• _Your instructions_
Beginning with the line that contains "Rebuild this screenshot" and ending with the line that contains "FaBan, FaBell, FaThLarge", reproduce each line exactly; include both and add nothing.
□ □ □
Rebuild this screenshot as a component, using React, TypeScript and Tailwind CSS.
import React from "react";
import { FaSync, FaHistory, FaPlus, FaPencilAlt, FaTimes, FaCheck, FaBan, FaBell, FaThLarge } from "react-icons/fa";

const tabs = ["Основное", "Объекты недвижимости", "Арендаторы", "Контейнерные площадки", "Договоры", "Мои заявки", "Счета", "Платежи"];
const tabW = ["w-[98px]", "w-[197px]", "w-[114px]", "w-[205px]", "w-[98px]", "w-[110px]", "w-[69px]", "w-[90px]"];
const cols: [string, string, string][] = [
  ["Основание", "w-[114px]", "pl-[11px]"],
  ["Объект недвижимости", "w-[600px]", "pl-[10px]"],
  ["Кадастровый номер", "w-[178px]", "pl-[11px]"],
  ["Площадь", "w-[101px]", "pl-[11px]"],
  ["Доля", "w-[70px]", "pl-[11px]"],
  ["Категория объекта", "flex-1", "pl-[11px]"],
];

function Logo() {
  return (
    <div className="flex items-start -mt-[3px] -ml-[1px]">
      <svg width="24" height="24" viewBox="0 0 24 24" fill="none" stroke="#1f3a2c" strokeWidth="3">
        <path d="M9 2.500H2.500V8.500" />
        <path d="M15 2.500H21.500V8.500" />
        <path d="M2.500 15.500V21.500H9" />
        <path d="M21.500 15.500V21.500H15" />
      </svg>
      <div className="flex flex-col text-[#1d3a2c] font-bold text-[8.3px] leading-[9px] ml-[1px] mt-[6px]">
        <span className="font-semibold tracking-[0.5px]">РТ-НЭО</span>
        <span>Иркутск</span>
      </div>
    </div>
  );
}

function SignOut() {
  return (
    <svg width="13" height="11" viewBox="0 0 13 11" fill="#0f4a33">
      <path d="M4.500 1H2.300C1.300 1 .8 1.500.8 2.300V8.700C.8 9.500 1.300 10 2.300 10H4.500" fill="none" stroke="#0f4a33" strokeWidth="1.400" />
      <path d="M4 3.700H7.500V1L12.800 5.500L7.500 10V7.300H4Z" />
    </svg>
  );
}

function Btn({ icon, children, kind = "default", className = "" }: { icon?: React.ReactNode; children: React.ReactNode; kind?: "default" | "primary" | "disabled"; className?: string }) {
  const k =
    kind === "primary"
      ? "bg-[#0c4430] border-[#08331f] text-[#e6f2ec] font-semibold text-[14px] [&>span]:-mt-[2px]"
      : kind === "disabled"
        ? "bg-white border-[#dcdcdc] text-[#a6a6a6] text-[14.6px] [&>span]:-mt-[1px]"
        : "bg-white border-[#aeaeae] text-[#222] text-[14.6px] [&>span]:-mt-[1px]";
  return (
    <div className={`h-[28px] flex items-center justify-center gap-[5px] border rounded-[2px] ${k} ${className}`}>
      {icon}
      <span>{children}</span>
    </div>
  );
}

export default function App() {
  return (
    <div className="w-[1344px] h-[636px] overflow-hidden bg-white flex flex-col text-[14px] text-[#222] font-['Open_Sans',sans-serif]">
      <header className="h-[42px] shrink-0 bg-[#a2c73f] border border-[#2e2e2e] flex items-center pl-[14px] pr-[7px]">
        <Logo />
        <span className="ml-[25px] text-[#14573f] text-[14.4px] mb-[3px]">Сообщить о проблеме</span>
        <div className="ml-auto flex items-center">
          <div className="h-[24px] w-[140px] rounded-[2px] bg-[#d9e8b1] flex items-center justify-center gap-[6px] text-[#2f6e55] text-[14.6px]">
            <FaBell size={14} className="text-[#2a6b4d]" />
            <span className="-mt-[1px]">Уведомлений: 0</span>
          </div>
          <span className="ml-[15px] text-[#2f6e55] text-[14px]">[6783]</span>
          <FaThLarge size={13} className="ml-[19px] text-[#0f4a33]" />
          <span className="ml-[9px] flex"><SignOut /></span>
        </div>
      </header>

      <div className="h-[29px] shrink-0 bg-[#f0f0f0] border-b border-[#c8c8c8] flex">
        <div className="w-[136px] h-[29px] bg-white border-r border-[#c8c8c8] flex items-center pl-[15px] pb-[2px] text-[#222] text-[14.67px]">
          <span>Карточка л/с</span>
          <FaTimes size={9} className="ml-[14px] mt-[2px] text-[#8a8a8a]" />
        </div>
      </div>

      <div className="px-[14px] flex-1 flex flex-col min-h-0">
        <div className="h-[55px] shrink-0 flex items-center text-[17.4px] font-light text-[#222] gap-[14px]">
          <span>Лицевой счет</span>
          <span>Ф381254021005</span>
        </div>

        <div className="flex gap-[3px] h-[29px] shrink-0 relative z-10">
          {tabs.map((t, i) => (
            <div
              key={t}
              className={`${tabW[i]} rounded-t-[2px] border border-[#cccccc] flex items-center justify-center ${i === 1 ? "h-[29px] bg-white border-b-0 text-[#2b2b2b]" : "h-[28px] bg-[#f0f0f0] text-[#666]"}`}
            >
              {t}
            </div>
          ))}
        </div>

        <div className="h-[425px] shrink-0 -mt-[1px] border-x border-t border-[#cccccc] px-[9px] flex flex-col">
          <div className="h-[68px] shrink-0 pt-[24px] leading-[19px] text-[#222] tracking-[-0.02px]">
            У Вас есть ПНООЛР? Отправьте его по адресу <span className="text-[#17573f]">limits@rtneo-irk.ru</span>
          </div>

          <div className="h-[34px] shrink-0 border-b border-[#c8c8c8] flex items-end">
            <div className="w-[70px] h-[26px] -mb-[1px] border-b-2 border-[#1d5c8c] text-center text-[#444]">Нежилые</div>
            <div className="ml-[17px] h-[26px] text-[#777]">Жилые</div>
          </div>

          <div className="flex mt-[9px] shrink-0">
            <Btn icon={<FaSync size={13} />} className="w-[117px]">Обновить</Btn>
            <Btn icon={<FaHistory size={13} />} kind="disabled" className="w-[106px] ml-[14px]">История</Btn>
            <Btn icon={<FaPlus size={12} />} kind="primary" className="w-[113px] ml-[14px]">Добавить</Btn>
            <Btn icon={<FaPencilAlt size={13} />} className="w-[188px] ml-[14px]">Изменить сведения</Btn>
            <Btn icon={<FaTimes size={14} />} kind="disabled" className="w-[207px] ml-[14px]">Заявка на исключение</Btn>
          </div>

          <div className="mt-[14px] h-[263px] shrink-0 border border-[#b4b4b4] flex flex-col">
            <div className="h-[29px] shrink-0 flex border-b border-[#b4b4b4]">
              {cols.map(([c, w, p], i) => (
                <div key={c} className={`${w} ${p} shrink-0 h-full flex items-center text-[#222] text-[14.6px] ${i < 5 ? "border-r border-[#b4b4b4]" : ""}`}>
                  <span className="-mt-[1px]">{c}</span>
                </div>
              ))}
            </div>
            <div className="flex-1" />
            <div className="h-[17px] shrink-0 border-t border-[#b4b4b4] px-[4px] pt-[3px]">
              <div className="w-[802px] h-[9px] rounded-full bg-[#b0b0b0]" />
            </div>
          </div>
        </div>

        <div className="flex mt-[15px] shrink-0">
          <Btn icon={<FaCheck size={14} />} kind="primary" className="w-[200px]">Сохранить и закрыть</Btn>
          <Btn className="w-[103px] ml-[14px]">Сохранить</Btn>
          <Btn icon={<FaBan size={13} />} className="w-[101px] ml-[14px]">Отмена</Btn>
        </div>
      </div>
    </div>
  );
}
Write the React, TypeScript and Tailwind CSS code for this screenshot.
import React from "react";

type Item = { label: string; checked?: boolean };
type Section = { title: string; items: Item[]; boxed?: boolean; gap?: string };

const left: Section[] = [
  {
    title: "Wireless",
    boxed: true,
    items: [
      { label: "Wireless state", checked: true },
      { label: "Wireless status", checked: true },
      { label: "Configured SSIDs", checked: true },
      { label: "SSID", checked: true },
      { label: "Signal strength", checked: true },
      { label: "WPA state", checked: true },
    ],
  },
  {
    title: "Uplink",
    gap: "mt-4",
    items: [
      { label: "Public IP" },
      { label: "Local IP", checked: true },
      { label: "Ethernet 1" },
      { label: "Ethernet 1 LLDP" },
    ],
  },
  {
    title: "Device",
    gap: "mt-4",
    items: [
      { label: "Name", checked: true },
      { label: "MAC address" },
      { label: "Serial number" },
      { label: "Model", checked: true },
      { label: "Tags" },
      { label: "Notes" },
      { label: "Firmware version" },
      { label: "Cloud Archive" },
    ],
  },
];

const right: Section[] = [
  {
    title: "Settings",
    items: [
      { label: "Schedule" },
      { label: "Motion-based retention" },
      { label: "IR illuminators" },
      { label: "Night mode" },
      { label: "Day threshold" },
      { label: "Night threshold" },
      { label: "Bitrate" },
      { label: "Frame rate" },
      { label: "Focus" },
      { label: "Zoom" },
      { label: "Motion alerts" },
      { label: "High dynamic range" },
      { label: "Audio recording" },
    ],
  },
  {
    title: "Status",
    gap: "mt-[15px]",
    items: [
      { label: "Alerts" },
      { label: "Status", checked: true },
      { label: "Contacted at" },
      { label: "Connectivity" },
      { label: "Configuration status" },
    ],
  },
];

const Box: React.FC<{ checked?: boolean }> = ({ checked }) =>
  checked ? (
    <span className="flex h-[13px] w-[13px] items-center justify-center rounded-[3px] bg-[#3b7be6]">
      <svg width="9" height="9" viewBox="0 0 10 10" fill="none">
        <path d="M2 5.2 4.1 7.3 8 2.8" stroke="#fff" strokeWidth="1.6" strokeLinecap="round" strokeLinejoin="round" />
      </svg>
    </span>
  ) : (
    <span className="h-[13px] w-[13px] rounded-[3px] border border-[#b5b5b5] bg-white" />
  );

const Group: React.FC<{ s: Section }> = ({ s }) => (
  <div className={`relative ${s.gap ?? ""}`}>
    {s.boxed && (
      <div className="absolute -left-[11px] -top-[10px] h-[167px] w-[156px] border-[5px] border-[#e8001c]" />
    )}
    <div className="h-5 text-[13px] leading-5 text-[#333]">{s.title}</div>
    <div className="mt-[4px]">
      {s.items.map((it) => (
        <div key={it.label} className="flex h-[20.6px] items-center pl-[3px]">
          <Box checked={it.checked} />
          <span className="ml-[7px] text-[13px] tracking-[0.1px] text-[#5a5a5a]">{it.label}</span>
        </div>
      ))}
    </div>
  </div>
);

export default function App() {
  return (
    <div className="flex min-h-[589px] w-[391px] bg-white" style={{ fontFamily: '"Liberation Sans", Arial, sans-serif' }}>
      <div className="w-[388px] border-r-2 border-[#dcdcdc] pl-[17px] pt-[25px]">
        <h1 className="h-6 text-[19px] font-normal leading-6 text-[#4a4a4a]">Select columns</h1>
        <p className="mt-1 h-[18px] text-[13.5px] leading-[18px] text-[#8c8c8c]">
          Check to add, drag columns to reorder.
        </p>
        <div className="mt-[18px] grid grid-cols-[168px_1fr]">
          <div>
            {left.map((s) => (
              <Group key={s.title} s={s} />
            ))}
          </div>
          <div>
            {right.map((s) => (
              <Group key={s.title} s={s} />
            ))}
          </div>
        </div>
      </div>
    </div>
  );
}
□ □ □
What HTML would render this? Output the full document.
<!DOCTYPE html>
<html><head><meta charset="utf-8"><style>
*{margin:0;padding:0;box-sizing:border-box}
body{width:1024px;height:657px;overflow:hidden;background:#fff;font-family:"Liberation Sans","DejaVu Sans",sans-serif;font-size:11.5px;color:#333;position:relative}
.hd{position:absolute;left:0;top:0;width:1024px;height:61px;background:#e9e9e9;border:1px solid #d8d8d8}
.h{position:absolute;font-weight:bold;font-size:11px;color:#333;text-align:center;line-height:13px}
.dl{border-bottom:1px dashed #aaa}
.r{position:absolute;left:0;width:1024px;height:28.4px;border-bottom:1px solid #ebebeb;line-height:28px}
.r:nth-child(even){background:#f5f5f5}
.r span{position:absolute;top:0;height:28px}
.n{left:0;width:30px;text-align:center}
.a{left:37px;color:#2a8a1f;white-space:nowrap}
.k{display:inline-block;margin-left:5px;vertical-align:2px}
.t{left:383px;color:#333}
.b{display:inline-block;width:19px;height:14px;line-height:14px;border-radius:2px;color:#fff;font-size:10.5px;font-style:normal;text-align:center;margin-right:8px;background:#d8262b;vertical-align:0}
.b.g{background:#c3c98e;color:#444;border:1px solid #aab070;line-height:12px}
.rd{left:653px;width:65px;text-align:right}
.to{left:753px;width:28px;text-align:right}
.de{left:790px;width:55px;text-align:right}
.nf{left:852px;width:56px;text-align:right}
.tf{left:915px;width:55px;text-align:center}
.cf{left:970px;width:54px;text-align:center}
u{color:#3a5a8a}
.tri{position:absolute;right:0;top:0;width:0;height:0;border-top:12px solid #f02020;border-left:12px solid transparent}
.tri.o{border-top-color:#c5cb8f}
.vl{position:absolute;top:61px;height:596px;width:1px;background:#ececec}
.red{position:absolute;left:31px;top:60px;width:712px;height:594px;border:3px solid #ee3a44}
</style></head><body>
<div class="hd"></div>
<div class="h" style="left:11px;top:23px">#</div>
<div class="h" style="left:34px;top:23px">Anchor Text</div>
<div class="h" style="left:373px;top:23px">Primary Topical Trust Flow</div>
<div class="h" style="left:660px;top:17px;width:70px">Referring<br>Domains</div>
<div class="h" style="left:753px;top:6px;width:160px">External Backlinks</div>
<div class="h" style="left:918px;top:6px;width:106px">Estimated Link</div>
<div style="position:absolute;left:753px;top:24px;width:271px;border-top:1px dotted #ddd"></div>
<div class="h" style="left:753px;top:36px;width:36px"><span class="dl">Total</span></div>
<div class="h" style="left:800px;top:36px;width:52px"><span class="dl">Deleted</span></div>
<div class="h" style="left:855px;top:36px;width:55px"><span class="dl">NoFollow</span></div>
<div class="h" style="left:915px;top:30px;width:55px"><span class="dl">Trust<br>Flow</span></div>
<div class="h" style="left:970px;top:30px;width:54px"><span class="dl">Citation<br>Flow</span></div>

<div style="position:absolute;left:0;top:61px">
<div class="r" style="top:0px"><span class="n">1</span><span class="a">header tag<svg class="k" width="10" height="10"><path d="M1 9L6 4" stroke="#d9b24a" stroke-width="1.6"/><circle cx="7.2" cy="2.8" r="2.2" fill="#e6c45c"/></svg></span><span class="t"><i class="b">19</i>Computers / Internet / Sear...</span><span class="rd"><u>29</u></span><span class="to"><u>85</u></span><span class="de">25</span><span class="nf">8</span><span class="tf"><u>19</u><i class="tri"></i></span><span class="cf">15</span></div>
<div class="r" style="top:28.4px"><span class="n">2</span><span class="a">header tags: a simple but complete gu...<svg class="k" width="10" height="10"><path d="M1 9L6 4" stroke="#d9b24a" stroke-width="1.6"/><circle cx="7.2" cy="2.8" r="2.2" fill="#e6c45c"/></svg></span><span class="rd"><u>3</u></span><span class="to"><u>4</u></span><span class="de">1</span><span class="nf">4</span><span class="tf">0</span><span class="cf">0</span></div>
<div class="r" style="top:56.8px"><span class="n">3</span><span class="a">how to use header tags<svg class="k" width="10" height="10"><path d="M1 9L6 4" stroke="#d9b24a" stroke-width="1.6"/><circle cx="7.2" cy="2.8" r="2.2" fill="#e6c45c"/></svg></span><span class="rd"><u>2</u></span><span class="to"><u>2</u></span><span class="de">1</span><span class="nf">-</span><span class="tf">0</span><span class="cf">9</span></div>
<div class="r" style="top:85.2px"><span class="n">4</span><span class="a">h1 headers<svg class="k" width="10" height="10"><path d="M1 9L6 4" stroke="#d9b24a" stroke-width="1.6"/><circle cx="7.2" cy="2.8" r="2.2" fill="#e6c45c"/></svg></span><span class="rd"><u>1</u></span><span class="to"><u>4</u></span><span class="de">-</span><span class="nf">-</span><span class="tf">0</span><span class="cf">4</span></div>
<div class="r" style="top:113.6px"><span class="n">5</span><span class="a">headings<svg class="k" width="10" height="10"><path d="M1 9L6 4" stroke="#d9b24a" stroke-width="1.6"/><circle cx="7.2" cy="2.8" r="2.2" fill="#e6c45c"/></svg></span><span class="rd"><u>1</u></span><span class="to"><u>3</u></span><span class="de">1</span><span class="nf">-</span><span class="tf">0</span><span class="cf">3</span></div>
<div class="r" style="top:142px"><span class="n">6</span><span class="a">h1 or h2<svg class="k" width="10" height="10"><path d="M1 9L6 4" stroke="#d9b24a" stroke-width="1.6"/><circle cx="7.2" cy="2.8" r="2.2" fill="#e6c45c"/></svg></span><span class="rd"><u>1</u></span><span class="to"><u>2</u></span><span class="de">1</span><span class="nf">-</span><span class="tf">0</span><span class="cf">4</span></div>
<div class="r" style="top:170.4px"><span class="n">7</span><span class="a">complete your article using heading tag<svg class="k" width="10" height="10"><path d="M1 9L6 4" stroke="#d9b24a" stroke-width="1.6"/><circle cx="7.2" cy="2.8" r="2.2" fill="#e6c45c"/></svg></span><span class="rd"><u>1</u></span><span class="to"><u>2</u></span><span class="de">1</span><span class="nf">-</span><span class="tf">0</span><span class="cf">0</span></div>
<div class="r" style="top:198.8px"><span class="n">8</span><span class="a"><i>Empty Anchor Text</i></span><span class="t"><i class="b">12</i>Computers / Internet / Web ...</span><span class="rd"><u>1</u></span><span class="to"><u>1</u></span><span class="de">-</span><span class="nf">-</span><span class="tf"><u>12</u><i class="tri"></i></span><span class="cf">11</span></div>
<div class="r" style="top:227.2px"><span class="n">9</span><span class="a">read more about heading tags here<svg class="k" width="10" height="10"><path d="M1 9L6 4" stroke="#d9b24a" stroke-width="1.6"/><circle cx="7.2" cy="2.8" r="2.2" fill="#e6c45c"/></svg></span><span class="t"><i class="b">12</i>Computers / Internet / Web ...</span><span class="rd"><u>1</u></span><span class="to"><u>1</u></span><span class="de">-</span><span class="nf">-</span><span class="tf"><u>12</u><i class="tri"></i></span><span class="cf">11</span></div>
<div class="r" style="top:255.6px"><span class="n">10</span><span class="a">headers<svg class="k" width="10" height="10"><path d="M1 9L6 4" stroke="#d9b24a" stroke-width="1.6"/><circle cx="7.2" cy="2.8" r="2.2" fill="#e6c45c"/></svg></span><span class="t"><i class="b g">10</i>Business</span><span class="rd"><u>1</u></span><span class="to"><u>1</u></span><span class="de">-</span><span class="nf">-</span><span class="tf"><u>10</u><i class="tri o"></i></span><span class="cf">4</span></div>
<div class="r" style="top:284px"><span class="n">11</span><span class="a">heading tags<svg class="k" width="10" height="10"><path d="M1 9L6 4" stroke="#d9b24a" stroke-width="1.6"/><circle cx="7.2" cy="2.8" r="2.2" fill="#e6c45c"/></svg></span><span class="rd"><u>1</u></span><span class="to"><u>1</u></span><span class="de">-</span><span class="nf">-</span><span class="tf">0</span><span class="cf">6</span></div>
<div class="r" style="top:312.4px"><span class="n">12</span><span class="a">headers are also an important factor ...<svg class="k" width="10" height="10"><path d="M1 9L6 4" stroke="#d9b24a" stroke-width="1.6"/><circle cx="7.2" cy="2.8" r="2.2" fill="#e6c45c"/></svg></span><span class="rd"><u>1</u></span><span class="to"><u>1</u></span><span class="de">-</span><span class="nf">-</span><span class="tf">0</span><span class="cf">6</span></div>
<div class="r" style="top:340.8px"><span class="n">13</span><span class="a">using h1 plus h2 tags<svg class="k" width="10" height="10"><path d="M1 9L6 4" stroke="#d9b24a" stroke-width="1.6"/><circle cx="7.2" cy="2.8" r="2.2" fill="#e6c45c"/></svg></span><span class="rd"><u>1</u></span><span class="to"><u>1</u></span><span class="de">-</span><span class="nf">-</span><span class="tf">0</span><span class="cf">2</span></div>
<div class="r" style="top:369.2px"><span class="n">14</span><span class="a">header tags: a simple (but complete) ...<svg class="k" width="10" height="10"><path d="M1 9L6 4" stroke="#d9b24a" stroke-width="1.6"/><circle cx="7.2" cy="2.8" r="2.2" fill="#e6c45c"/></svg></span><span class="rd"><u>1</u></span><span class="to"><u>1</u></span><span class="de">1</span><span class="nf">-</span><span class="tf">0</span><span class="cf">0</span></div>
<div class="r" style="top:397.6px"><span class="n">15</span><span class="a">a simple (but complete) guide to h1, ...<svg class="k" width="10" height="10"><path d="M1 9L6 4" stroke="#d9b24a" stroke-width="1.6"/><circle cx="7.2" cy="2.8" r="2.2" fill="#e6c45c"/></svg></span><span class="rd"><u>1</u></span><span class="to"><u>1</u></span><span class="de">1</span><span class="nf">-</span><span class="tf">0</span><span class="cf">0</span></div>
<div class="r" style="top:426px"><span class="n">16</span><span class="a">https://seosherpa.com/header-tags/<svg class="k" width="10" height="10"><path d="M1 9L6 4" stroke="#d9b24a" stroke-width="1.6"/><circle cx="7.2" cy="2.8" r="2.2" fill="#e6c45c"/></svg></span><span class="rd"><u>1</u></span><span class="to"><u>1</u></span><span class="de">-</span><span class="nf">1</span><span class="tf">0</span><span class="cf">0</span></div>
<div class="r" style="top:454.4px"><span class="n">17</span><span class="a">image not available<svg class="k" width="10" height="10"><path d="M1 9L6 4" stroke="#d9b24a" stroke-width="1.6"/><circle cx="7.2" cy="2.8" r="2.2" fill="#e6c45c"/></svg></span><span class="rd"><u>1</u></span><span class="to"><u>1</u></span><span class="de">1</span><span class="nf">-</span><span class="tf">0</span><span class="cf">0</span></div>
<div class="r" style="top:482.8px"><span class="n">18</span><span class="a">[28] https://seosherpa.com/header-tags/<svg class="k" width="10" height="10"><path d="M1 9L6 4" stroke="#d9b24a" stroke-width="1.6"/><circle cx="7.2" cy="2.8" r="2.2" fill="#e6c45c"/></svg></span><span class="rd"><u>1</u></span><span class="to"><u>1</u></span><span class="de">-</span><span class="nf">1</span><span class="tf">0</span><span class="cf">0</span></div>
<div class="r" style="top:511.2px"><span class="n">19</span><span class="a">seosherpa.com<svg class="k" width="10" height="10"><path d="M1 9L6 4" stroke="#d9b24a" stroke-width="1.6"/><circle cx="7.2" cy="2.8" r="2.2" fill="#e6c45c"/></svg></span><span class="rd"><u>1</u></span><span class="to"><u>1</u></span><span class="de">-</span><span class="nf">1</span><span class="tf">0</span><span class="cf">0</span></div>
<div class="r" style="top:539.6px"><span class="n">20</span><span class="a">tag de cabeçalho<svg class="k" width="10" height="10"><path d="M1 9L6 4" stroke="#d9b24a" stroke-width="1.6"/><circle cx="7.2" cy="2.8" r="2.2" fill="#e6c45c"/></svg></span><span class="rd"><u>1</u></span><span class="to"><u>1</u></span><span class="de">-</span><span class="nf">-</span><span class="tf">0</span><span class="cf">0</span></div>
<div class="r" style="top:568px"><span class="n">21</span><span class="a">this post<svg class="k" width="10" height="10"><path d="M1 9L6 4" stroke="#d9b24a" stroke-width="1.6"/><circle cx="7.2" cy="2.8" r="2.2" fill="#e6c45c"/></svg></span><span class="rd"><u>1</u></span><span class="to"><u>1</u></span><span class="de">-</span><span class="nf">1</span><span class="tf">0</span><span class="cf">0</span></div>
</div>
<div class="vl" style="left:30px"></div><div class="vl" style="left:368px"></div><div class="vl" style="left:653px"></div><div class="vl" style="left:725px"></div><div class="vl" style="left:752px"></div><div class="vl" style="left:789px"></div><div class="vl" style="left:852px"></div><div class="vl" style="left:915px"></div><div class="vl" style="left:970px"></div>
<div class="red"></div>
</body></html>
□ □ □
• _Written solution_
Rebuild this screenshot as a component, using React, TypeScript and Tailwind CSS.
import React from "react";
import { FaSync, FaHistory, FaPlus, FaPencilAlt, FaTimes, FaCheck, FaBan, FaBell, FaThLarge } from "react-icons/fa";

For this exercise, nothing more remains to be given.